The backwards-compatible way of using the XHTML 1.0 entity set in
application/xhtml+xml is using the doctype <!DOCTYPE html PUBLIC "-//
W3C//DTD XHTML 1.0 Strict//EN"
"http://www.w3.org/TR/xhtml1/DTD/xhtml1-strict.dtd ">.

One can use <!DOCTYPE html PUBLIC "-//W3C//DTD XHTML 1.1 plus MathML
2.0//EN" "http://www.w3.org/Math/DTD/mathml2/xhtml-math11-f.dtd"> and
trade compat with WebKit and Opera into the ability to use the MathML
entities in shipped Gecko. (Here's a point where interop between
browsers is lacking, BTW.)

Since XHTML5 would violate layering by if it didn't permit any and all
doctypes that XML permits, these doctypes are already permitted in
conforming XHTML5 documents. Thus, defining entity resolver behavior
for these legacy doctypes does have relevance to XHTML5.

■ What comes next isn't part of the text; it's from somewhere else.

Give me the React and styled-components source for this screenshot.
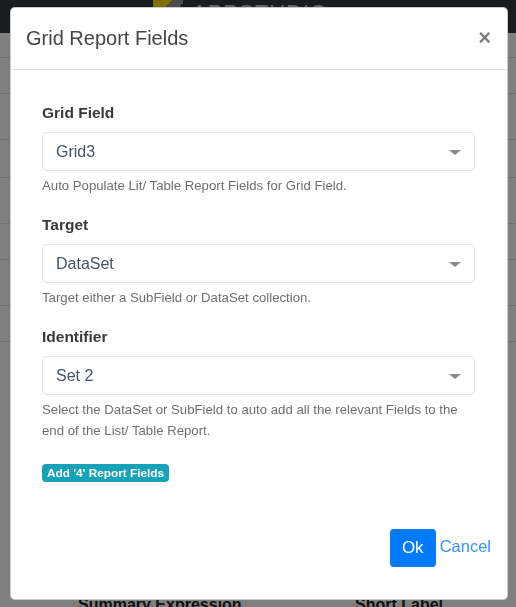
import React from 'react';
import styled, { createGlobalStyle } from 'styled-components';

const GlobalStyle = createGlobalStyle`
  html, body {
    margin: 0;
    padding: 0;
    background: #fff;
    font-family: "Liberation Sans", Arial, sans-serif;
    overflow: hidden;
  }
  * { box-sizing: border-box; }
`;

/* page behind the dialog */

const Page = styled.div`
  width: 516px;
  height: 607px;
  overflow: hidden;
`;

const Navbar = styled.div`
  height: 33px;
  background: #343a40;
  display: flex;
  align-items: flex-end;
  padding-left: 153px;
  overflow: hidden;
`;

const LogoMark = styled.div`
  width: 30px;
  height: 40px;
  margin-bottom: 2px;
  background: linear-gradient(135deg, #ffe100 0 40%, #9a9a9a 40% 60%, transparent 60%);
`;

const LogoText = styled.div`
  margin-left: 9px;
  margin-bottom: 9px;
  font-size: 22px;
  letter-spacing: 1px;
  color: #d0d0d0;
  line-height: 1;
`;

const TableRow = styled.div`
  height: ${(p) => p.$h}px;
  border-bottom: 1px solid #dedede;
`;

const SectionHead = styled.div`
  display: grid;
  grid-template-columns: 277px 1fr;
  padding: 254px 0 0 78px;
  font-size: 16px;
  font-weight: 700;
  color: #222;
`;

/* dialog */

const Backdrop = styled.div`
  position: fixed;
  inset: 0;
  background: rgba(0, 0, 0, 0.5);
  padding: 7px 8px 0 10px;
`;

const Dialog = styled.div`
  width: 498px;
  background: #fff;
  border: 1px solid rgba(0, 0, 0, 0.2);
  border-radius: 5px;
  display: flex;
  flex-direction: column;
`;

const Header = styled.div`
  display: flex;
  align-items: center;
  justify-content: space-between;
  padding: 15px 16px 16px 15px;
  border-bottom: 1px solid #dee2e6;
  height: 62px;
`;

const Title = styled.h5`
  margin: 0;
  font-size: 20px;
  font-weight: 400;
  color: #444;
  line-height: 30px;
`;

const Close = styled.button`
  border: none;
  background: none;
  padding: 0;
  font-size: 22px;
  font-weight: 700;
  line-height: 1;
  color: #000;
  opacity: 0.5;
  margin-top: -1px;
  font-family: "Liberation Sans", Arial, sans-serif;
  cursor: pointer;
`;

const Body = styled.div`
  padding: 31px 32px 35px 31px;
`;

const Group = styled.div`
  margin-bottom: 17px;
  &:last-of-type {
    margin-bottom: 0;
  }
`;

const Label = styled.label`
  display: block;
  font-size: 15.5px;
  font-weight: 700;
  color: #3a3a3a;
  line-height: 24px;
  margin-bottom: 7px;
`;

const SelectBox = styled.div`
  height: 39px;
  border: 1px solid #e3e5e8;
  border-radius: 5px;
  display: flex;
  align-items: center;
  justify-content: space-between;
  padding: 0 13px 0 13px;
  font-size: 16px;
  color: #46546a;
`;

const Caret = styled.span`
  width: 0;
  height: 0;
  border-left: 6px solid transparent;
  border-right: 6px solid transparent;
  border-top: 5px solid #8a8a8a;
  margin-top: 2px;
`;

const Help = styled.div`
  margin-top: 4px;
  font-size: 13.2px;
  line-height: 21px;
  color: #6f6f6f;
`;

const Badge = styled.span`
  display: inline-block;
  margin-top: 23px;
  background: #17a2b8;
  color: #fff;
  font-size: 11.8px;
  font-weight: 700;
  line-height: 18px;
  padding: 0 5px;
  border-radius: 4px;
`;

const Footer = styled.div`
  display: flex;
  justify-content: flex-end;
  align-items: center;
  gap: 4px;
  padding: 12px 16px 32px 12px;
`;

const OkButton = styled.button`
  height: 38px;
  padding: 0 12px;
  border: none;
  border-radius: 4px;
  background: #007bff;
  color: #fff;
  font-size: 17px;
  font-family: "Liberation Sans", Arial, sans-serif;
  cursor: pointer;
`;

const CancelLink = styled.a`
  color: #3392ff;
  font-size: 16.5px;
  margin-top: -3px;
  cursor: pointer;
`;

const fields = [
  { label: 'Grid Field', value: 'Grid3', help: 'Auto Populate Lit/ Table Report Fields for Grid Field.' },
  { label: 'Target', value: 'DataSet', help: 'Target either a SubField or DataSet collection.' },
  {
    label: 'Identifier',
    value: 'Set 2',
    help: 'Select the DataSet or SubField to auto add all the relevant Fields to the end of the List/ Table Report.',
  },
];

const rows = [25, 36, 46, 38, 46, 36, 46, 36];

const App = () => (
  <>
    <GlobalStyle />
    <Page>
      <Navbar>
        <LogoMark />
        <LogoText>APPSTUDIO</LogoText>
      </Navbar>
      {rows.map((h, i) => (
        <TableRow key={i} $h={h} />
      ))}
      <SectionHead>
        <span>Summary Expression</span>
        <span>Short Label</span>
      </SectionHead>
    </Page>
    <Backdrop>
      <Dialog>
        <Header>
          <Title>Grid Report Fields</Title>
          <Close aria-label="Close">×</Close>
        </Header>
        <Body>
          {fields.map((f) => (
            <Group key={f.label}>
              <Label>{f.label}</Label>
              <SelectBox>
                <span>{f.value}</span>
                <Caret />
              </SelectBox>
              <Help>{f.help}</Help>
            </Group>
          ))}
          <Badge>Add '4' Report Fields</Badge>
        </Body>
        <Footer>
          <OkButton>Ok</OkButton>
          <CancelLink>Cancel</CancelLink>
        </Footer>
      </Dialog>
    </Backdrop>
  </>
);

export default App;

[1] http://www.w3.org/TR/html-design-principles/#degrade-gracefully

On Nov 3, 2009, at 20:08, Shelley Powers wrote:

> On Tue, Nov 3, 2009 at 10:34 AM, Henri Sivonen <hsivonen@iki.fi>
> wrote:
>> Not in my opinion. If predictably uniform behavior between UAs is
>> wanted and
>> if we want to make it non-mysterious for implementors how to
>> performantly
>> parse application/xhtml+xml content written for browsers, this WG
>> should
>> specify normative entity resolver behavior (i.e. mappings from
>> public id and
>> system id pairs onto streams).
>
> First, application/xhtml+xml is not written for browsers. Browsers may
> be the biggest implementors, but they're not the only implementor.

I didn't mean to suggest that all application/xhtml+xml is written for
browsers. I meant to qualify my statement to be only about the subset
of application/xhtml+xml content that is written for browsers.

> Second, what you're discussing seems to be something that's general to
> all XML parsers, not just browsers.

Not all XML parsers--only applications that want to consume
application/xhtml+xml content in a browser-compatible way.
Validator.nu would fall into this class.

> The job of this working group is not to normalize all of the browser
> quirks and differences. Don't you agree?

Maybe not all but a sizable number thereof.

>> As a practical matter, if I'm using SAX in Java, I can't get a
>> browser-style
>> EntityResolver off-the-shelf as part of a common org.apache
>> package. (Or
>> maybe I could but I'm unaware.)
>>
>
> What exactly would you expect the EntityResolver to do with XHTML that
> it wouldn't do with other flavors of XML?

I'd expect it to map the public ids listed at
http://mxr.mozilla.org/mozilla-central/source/parser/htmlparser/src/nsExpatDriver.cpp#287
to a bogo-DTD that defines either the XHTML 1.0 entities or the
*latest* MathML entity set (depending on which one of the two DTD
files in named in nsExpatDriver.cpp), and I'd expect it to map other
public ids and lone system ids to the empty stream.

-- 
Henri Sivonen
hsivonen@iki.fi
http://hsivonen.iki.fi/

Received on Wednesday, 4 November 2009 17:05:37 UTC